-- start Source material --

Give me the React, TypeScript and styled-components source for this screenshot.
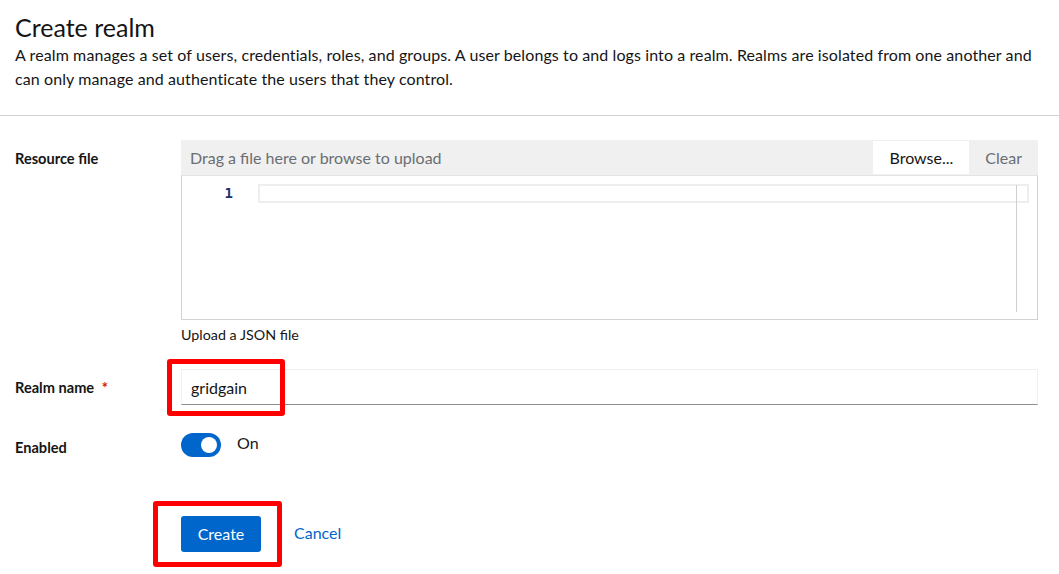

-- end Source material --
-- start Source material --

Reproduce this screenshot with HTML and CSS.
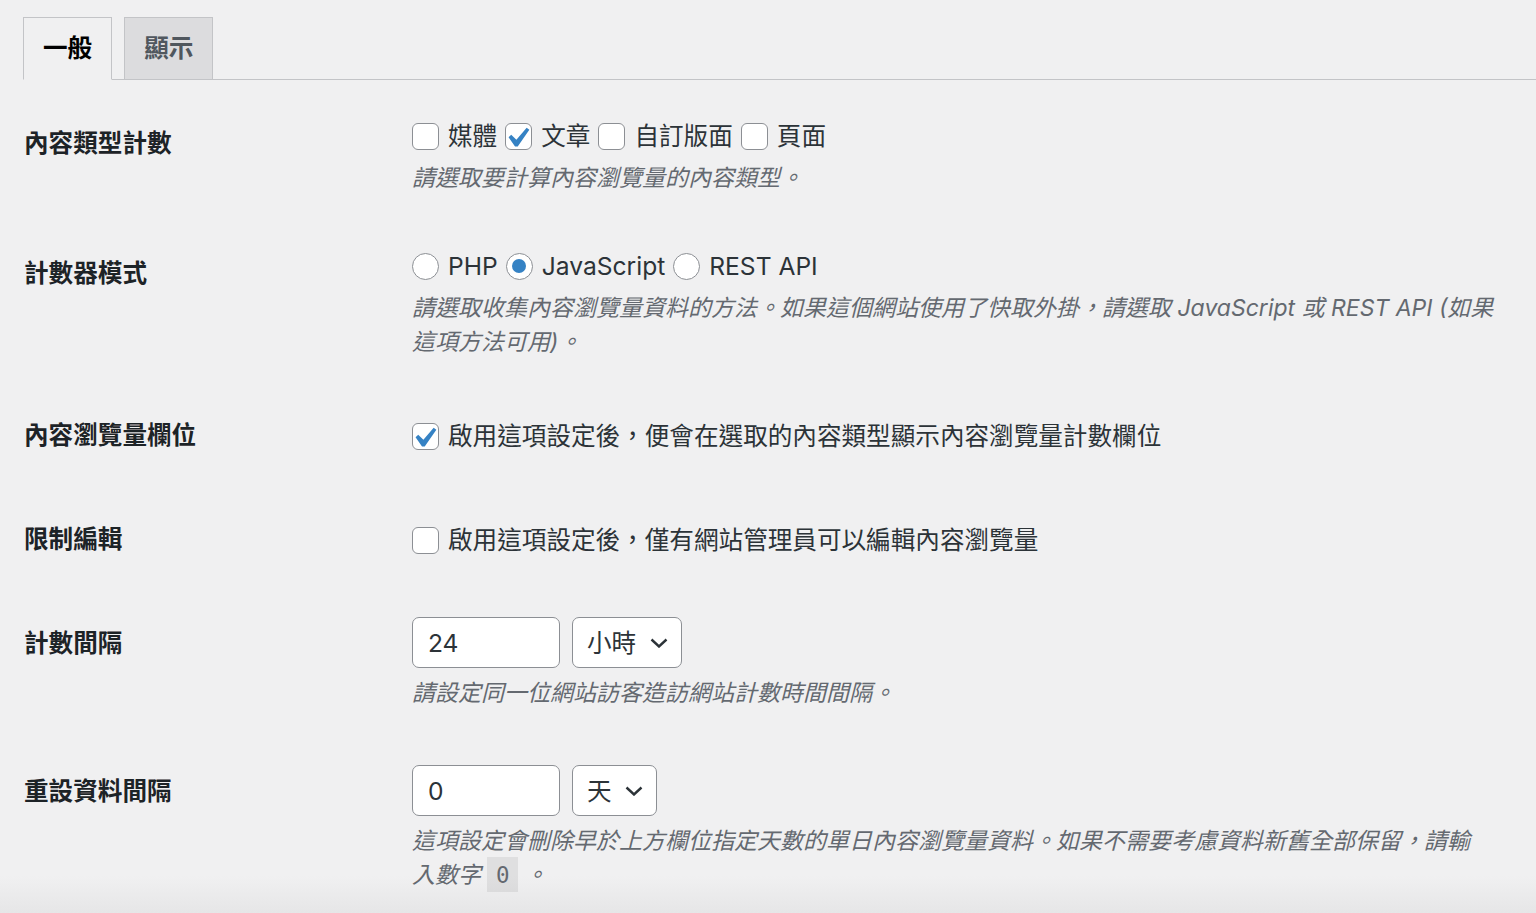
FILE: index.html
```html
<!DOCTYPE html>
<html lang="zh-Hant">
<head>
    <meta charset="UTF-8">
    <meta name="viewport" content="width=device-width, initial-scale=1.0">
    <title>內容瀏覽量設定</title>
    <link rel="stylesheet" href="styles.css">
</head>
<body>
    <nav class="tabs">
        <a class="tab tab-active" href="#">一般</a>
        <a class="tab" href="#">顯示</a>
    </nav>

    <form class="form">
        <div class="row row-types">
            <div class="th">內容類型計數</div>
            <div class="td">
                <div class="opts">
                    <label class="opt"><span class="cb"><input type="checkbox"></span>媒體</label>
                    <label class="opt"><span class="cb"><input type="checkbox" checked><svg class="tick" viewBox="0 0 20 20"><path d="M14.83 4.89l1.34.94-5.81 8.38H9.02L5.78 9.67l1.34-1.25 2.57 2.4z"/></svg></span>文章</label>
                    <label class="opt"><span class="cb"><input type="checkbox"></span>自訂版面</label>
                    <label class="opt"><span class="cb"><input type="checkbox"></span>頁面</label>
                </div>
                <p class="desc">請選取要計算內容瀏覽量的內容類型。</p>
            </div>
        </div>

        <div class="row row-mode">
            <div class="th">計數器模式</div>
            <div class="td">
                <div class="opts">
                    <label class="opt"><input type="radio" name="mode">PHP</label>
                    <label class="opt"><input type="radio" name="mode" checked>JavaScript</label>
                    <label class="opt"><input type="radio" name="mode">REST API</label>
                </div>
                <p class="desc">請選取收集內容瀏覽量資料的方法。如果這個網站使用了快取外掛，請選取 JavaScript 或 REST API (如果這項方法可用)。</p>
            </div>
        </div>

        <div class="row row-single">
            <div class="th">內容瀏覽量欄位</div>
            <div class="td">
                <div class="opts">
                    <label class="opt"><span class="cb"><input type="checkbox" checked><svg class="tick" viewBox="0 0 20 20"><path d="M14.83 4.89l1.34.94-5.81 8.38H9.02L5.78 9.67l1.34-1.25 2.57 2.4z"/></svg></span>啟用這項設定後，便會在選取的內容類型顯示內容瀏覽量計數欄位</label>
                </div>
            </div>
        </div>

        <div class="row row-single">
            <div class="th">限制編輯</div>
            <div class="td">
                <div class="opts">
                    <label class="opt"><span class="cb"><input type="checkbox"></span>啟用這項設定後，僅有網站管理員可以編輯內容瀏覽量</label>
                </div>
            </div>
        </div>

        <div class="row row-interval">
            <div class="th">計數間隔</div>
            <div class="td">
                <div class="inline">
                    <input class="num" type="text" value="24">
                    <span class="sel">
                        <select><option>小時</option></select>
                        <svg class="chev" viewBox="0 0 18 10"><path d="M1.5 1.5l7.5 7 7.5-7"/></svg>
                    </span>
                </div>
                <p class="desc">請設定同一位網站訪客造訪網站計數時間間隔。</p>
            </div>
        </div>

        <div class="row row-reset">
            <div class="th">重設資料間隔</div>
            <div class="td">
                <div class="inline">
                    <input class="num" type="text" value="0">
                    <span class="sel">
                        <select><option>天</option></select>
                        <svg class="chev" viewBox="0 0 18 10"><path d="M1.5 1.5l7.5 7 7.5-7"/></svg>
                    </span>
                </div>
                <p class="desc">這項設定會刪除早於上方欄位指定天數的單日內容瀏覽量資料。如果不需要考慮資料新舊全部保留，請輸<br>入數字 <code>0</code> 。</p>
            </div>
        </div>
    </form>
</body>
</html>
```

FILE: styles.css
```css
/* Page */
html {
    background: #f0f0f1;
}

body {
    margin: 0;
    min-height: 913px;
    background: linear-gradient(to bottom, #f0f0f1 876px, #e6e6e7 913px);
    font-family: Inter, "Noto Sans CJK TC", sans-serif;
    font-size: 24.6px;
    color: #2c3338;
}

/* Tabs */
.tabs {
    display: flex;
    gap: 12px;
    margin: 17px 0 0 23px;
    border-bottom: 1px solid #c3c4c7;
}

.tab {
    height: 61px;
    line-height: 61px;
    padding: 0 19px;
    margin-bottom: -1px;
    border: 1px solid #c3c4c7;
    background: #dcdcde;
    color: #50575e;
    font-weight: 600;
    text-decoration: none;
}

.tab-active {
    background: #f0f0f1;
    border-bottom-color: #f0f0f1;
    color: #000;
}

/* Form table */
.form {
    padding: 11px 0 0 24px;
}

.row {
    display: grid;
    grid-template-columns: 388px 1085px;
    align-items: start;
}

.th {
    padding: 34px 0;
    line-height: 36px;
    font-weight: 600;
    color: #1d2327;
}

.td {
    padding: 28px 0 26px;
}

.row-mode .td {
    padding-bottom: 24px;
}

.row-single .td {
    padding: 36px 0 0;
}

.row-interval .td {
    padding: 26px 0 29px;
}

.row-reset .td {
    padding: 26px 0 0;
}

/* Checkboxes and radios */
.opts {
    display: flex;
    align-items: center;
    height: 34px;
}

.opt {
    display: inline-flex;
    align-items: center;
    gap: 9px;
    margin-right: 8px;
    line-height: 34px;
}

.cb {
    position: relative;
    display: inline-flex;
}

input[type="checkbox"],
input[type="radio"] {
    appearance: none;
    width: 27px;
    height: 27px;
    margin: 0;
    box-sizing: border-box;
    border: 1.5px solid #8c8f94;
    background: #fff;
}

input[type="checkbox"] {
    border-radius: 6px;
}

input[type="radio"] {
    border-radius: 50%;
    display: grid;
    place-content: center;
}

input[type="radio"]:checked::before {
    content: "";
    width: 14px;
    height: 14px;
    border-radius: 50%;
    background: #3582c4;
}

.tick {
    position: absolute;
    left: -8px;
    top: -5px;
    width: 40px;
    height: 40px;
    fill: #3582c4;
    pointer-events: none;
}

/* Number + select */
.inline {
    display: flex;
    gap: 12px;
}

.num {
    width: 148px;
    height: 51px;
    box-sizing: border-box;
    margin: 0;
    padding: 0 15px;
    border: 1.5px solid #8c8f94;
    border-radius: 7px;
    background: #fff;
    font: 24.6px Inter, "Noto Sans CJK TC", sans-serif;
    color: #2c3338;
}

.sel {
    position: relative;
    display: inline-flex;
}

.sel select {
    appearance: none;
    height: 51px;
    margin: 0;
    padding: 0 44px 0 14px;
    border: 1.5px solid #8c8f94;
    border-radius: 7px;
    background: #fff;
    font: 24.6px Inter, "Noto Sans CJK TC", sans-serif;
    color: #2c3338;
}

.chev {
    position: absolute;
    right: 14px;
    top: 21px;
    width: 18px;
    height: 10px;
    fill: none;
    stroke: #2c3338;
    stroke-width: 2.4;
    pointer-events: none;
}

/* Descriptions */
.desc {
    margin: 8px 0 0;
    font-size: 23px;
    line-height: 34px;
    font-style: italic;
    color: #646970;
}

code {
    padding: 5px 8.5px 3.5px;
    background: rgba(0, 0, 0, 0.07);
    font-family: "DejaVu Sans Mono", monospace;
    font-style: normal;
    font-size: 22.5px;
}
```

-- end Source material --
-- start Source material --

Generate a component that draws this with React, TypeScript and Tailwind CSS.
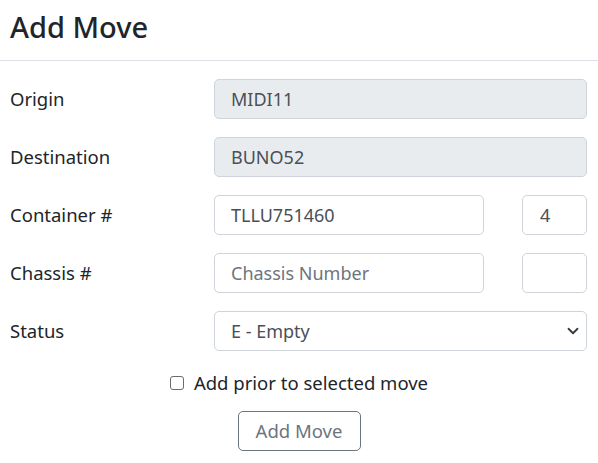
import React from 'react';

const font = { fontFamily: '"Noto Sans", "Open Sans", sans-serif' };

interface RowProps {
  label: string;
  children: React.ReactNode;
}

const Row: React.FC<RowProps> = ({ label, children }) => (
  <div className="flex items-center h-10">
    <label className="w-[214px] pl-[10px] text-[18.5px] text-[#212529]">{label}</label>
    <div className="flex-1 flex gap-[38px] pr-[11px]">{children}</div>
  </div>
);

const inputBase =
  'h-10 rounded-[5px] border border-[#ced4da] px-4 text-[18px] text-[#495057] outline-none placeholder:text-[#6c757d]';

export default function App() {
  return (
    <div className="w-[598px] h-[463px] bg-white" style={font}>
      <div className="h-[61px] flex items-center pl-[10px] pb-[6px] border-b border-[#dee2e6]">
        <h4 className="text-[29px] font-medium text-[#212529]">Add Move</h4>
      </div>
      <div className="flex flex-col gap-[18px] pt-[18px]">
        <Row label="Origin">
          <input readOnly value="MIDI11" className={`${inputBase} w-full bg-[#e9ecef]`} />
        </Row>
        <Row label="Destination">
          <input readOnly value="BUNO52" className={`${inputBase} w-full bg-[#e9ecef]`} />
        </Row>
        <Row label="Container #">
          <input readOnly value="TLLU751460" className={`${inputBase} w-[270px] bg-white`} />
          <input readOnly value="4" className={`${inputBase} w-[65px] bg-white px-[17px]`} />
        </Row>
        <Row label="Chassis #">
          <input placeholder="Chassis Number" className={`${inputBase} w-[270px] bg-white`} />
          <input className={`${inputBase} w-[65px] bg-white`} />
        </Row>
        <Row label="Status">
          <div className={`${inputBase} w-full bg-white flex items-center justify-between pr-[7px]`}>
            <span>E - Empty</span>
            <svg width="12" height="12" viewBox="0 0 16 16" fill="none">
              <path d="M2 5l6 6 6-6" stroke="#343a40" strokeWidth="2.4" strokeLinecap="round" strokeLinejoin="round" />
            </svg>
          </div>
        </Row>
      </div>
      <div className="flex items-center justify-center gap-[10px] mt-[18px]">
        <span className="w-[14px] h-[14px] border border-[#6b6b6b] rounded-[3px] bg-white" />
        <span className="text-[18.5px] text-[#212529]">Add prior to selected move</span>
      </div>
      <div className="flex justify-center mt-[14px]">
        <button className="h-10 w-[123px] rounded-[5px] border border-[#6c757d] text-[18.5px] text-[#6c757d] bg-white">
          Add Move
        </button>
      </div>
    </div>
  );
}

-- end Source material --

◆ **Exercise description**: Copy out every line of the listing that contains the string "this".

◆ **Response to the task**:
Give me the React, TypeScript and styled-components source for this screenshot.
Reproduce this screenshot with HTML and CSS.
Generate a component that draws this with React, TypeScript and Tailwind CSS.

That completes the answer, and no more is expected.